Sağol kardeş
- Dr. Gürkan Kubilay Yazıları
- 12 Kasım 2016, 23:13:54
Arada bir tane de Topal'ın direkten dönen, duran top organizasyonu vardı. Ancak tümü bireysel hamlelerdi, takım olabilmemiz için 35 dakika geçti ve o dakikadan sonra kenar ortalarına vurabildiğimiz, biraz daha organize ataklar geliştirebildiğimiz ataklar yapabildik.Volkan ve Burak, kenar ortalarında pozisyona girenlerdi.
Oğuzhan sahada hiç yoktu. Arda çok top kaybı yapıyordu, orta alanımızdan kolay geliyorlardı ve onlardan birinde direğimiz, ilk yarıyı kabusla bitirmemizi engelledi.
YUNUS GİRDİ OYUN DEĞİŞTİ
Oğuzhan-Yunus değişikliği, ikinci yarıda bizi öne taşımaya başladı. Kombinasyon gerektiren aktivasyonlarımız arttı. Nitekim, önce Yunus, Burak verkaçı ile ilk golü bulduk, sonra da Arda'nın savunma arkasına kaçırdığı Burak'ın topunu Volkan'ın tamamlaması ile ikinci golü. İlk yarı duran Burak'ı hareketlendiren şey, sağında ve solunda rakip ceza alanında kalabalıklaşmamızı sağlayan hücum adamlarının varlığı idi.

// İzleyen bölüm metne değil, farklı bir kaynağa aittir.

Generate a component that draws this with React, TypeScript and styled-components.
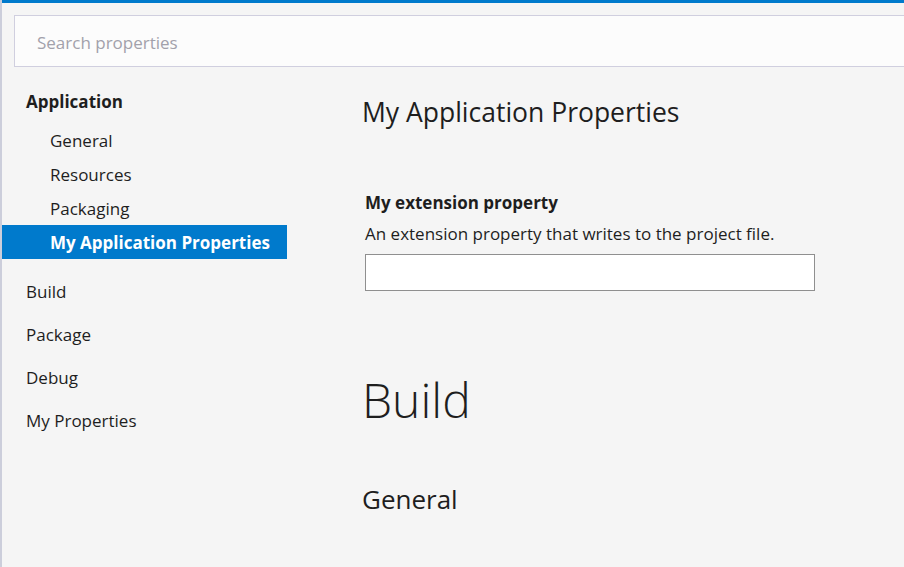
import React from "react";
import styled, { createGlobalStyle } from "styled-components";

const Global = createGlobalStyle`
  html, body { margin: 0; padding: 0; background: #f5f5f5; }
  body { font-family: "Open Sans", "Noto Sans", sans-serif; color: #1e1e1e; }
  * { box-sizing: border-box; }
`;

const Page = styled.div`
  width: 904px;
  height: 567px;
  overflow: hidden;
  display: flex;
  flex-direction: column;
  border-left: 2px solid #cccedb;
  background: #f5f5f5;
`;

const TopBar = styled.div`
  height: 3px;
  background: #007acc;
  flex: none;
`;

const SearchRow = styled.div`
  padding: 12px 0 0 12px;
  margin-right: -20px;
  flex: none;
`;

const SearchBox = styled.input`
  display: block;
  width: 100%;
  height: 52px;
  border: 1px solid #d0cfdf;
  background: #fcfcfc;
  padding: 3px 0 0 22px;
  font-family: "Open Sans", sans-serif;
  font-size: 17px;
  color: #1e1e1e;
  outline: none;
  &::placeholder { color: #a2a1ab; }
`;

const Body = styled.div`
  flex: 1;
  display: grid;
  grid-template-columns: 285px 1fr;
  padding-top: 13px;
`;

const Nav = styled.nav`
  display: flex;
  flex-direction: column;
`;

const NavTop = styled.div<{ $bold?: boolean }>`
  height: 43px;
  display: flex;
  align-items: center;
  padding-left: 24px;
  font-size: 17px;
  font-weight: ${(p) => (p.$bold ? 700 : 400)};
`;

const NavGroup = styled.div`
  display: flex;
  flex-direction: column;
  margin-bottom: 11px;
`;

const NavSub = styled.div<{ $selected?: boolean }>`
  height: 34px;
  display: flex;
  align-items: center;
  padding-left: 48px;
  font-size: 17px;
  font-weight: ${(p) => (p.$selected ? 700 : 400)};
  background: ${(p) => (p.$selected ? "#007acc" : "transparent")};
  color: ${(p) => (p.$selected ? "#ffffff" : "#1e1e1e")};
`;

const Content = styled.main`
  padding: 16px 0 0 75px;
  display: flex;
  flex-direction: column;
  align-items: flex-start;
`;

const SectionTitle = styled.h2`
  margin: 0;
  font-size: 26.5px;
  line-height: 32px;
  font-weight: 400;
`;

const Property = styled.div`
  margin: 64px 0 0 3px;
  display: flex;
  flex-direction: column;
`;

const PropLabel = styled.div`
  font-size: 17px;
  line-height: 22px;
  font-weight: 700;
`;

const PropDesc = styled.div`
  margin-top: 9px;
  font-size: 17px;
  line-height: 22px;
`;

const PropInput = styled.input`
  margin-top: 9px;
  width: 450px;
  height: 37px;
  border: 1px solid #8f8f8f;
  background: #ffffff;
  outline: none;
`;

const CategoryTitle = styled.h1`
  margin: 77px 0 0;
  font-size: 48px;
  line-height: 64px;
  font-weight: 300;
`;

const SubTitle = styled.h2`
  margin: 51px 0 0;
  font-size: 26px;
  line-height: 32px;
  font-weight: 400;
`;

export default function App() {
  return (
    <>
      <Global />
      <Page>
        <TopBar />
        <SearchRow>
          <SearchBox placeholder="Search properties" />
        </SearchRow>
        <Body>
          <Nav>
            <NavTop $bold>Application</NavTop>
            <NavGroup>
              <NavSub>General</NavSub>
              <NavSub>Resources</NavSub>
              <NavSub>Packaging</NavSub>
              <NavSub $selected>My Application Properties</NavSub>
            </NavGroup>
            <NavTop>Build</NavTop>
            <NavTop>Package</NavTop>
            <NavTop>Debug</NavTop>
            <NavTop>My Properties</NavTop>
          </Nav>
          <Content>
            <SectionTitle>My Application Properties</SectionTitle>
            <Property>
              <PropLabel>My extension property</PropLabel>
              <PropDesc>An extension property that writes to the project file.</PropDesc>
              <PropInput />
            </Property>
            <CategoryTitle>Build</CategoryTitle>
            <SubTitle>General</SubTitle>
          </Content>
        </Body>
      </Page>
    </>
  );
}
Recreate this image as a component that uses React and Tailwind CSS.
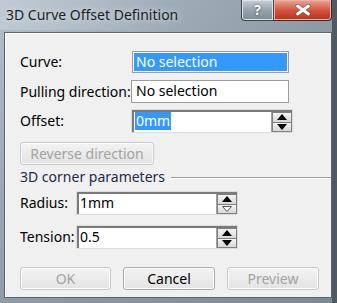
import React from 'react';

const font = { fontFamily: '"Noto Sans", "Open Sans", sans-serif' };

function SpinButtons({ downHollow = false }) {
    return (
        <div className="flex flex-col w-[21px] h-full border-l border-[#a0a0a0]">
            <div className="flex-1 flex items-center justify-center bg-gradient-to-b from-[#f4f4f4] to-[#d8d8d8] border border-[#808080]">
                <svg width="10" height="6" viewBox="0 0 10 6">
                    <polygon points="5,0 10,6 0,6" fill="#000" />
                </svg>
            </div>
            <div className="flex-1 flex items-center justify-center bg-gradient-to-b from-[#f4f4f4] to-[#d8d8d8] border border-t-0 border-[#808080]">
                <svg width="10" height="6" viewBox="0 0 10 6">
                    {downHollow ? (
                        <polygon points="0.5,0.5 9.5,0.5 5,5.5" fill="#fff" stroke="#555" strokeWidth="1" />
                    ) : (
                        <polygon points="0,0 10,0 5,6" fill="#000" />
                    )}
                </svg>
            </div>
        </div>
    );
}

function SpinBox({ value, width, selected = false, downHollow = false }) {
    return (
        <div className={`flex h-[24px] border border-[#dcdcdc] ${width}`}>
            <div className="flex flex-1 border-t-2 border-l-2 border-[#7a7a7a] bg-white">
                <div className="flex-1 flex items-center pl-[1px] pb-[2px] text-[14px] leading-none text-black">
                    {selected ? (
                        <span className="bg-[#3399ff] text-white px-[1px] py-[2px]">{value}</span>
                    ) : (
                        <span>{value}</span>
                    )}
                </div>
                <SpinButtons downHollow={downHollow} />
            </div>
        </div>
    );
}

function DlgButton({ children, disabled = false, width }) {
    return (
        <div
            className={`h-[23px] ${width} rounded-[3px] border ${disabled ? 'border-[#c9c9c9] text-[#a3a3a3]' : 'border-[#acacac] text-black'} bg-gradient-to-b from-[#f3f3f3] to-[#e3e3e3] flex items-center justify-center text-[14px] leading-none shadow-[inset_0_0_0_1px_#fcfcfc]`}
        >
            {children}
        </div>
    );
}

export default function App() {
    return (
        <div className="w-[337px] h-[303px] relative overflow-hidden bg-gradient-to-br from-[#b3bfca] via-[#8f9ca7] to-[#7c8893]" style={font}>
            {/* glassy highlight */}
            <div className="absolute left-0 top-0 w-[337px] h-[30px] bg-gradient-to-r from-[#c5cfd8]/70 via-[#9eabb6]/40 to-[#8b98a3]/30" />
            <div className="absolute right-0 top-0 w-[5px] h-[303px] bg-[#4e5961]" />

            {/* title bar */}
            <div className="relative h-[32px] flex items-center pl-[6px] pb-[4px]">
                <span className="text-[14px] text-[#1b1f24] [text-shadow:0_0_6px_#e8eef3]">3D Curve Offset Definition</span>
            </div>

            {/* caption buttons */}
            <div className="absolute top-0 left-[241px] flex h-[21px]">
                <div className="w-[33px] h-full rounded-bl-[4px] border border-t-0 border-[#3d4750] bg-gradient-to-b from-[#c9d1d8] via-[#96a2ac] to-[#7e8a94] flex items-center justify-center shadow-[inset_0_0_0_1px_#dce3e9]">
                    <span className="text-[14px] font-bold text-white [text-shadow:0_0_2px_#333] leading-none">?</span>
                </div>
                <div className="w-[58px] h-full rounded-br-[4px] border border-t-0 border-l-0 border-[#3d2a26] bg-gradient-to-b from-[#e7a698] via-[#d2553f] to-[#b8301c] flex items-center justify-center shadow-[inset_0_0_0_1px_#eeb2a4]">
                    <svg width="16" height="12" viewBox="0 0 16 12">
                        <path d="M2.5 2 L13.5 10 M13.5 2 L2.5 10" stroke="#555" strokeWidth="4" strokeLinecap="round" />
                        <path d="M2.5 2 L13.5 10 M13.5 2 L2.5 10" stroke="#fff" strokeWidth="2.8" strokeLinecap="round" />
                    </svg>
                </div>
            </div>

            {/* client area */}
            <div className="relative ml-[4px] w-[328px] h-[266px] border border-[#59646d] bg-[#f0f0f0] shadow-[inset_1px_1px_0_#ffffff]">
                <div className="flex flex-col pl-[15px] text-[14px] leading-none text-black">
                    {/* Curve */}
                    <div className="flex items-center h-[22px] mt-[18px]">
                        <span className="w-[112px]">Curve:</span>
                        <div className="w-[157px] h-[22px] border border-[#9c9c9c] bg-white p-[1px]">
                            <div className="w-full h-full bg-[#3399ff] text-white flex items-center pl-[2px] pb-[1px]">No selection</div>
                        </div>
                    </div>

                    {/* Pulling direction */}
                    <div className="flex items-center h-[23px] mt-[7px]">
                        <span className="w-[111px]">Pulling direction:</span>
                        <div className="w-[158px] h-[23px] border border-[#9c9c9c] bg-white flex items-center pl-[4px] pb-[1px]">No selection</div>
                    </div>

                    {/* Offset */}
                    <div className="flex items-center h-[24px] mt-[6px]">
                        <span className="w-[111px]">Offset:</span>
                        <SpinBox value="0mm" width="w-[162px]" selected />
                    </div>

                    {/* Reverse direction */}
                    <div className="mt-[9px]">
                        <DlgButton disabled width="w-[134px]">Reverse direction</DlgButton>
                    </div>

                    {/* group header */}
                    <div className="flex items-center mt-[5px] h-[14px]">
                        <span className="text-[#1f2a44]">3D corner parameters</span>
                        <div className="flex-1 ml-[6px] border-t border-[#a0a0a0] shadow-[0_1px_0_#ffffff]" />
                    </div>

                    {/* Radius */}
                    <div className="flex items-center h-[24px] mt-[7px]">
                        <span className="w-[56px]">Radius:</span>
                        <SpinBox value="1mm" width="w-[162px]" downHollow />
                    </div>

                    {/* Tension */}
                    <div className="flex items-center h-[24px] mt-[10px]">
                        <span className="w-[56px]">Tension:</span>
                        <SpinBox value="0.5" width="w-[162px]" />
                    </div>

                    {/* buttons */}
                    <div className="flex items-center mt-[18px] gap-[12px]">
                        <DlgButton disabled width="w-[91px]">OK</DlgButton>
                        <DlgButton width="w-[92px]">Cancel</DlgButton>
                        <DlgButton disabled width="w-[92px]">Preview</DlgButton>
                    </div>
                </div>
            </div>
        </div>
    );
}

Ancak golden sonra özgüvenimiz artacağına, güçsüz rakip karşısında geri çekilmeye başladık. Bir 10 dakika geldi Kosova.
Sonra oyunu rölantiye getirdik. Oyunun yüzde 70'i orta alanda oynanmaya başladı.
Bu skor yeterliydi çünkü.
Sonuç; Milli takımımızın, kardeş Kosova'yı yenmesi kadar doğal bir sonuç yok.
Teşekkürler kardeş Kosova.
Ancak, takım uyumu ve birlikte hücum planlama konusunda, zaten Türk futbolunda var olan eksikliği, sık değişen onbirler ile daha da fazla hissediyoruz.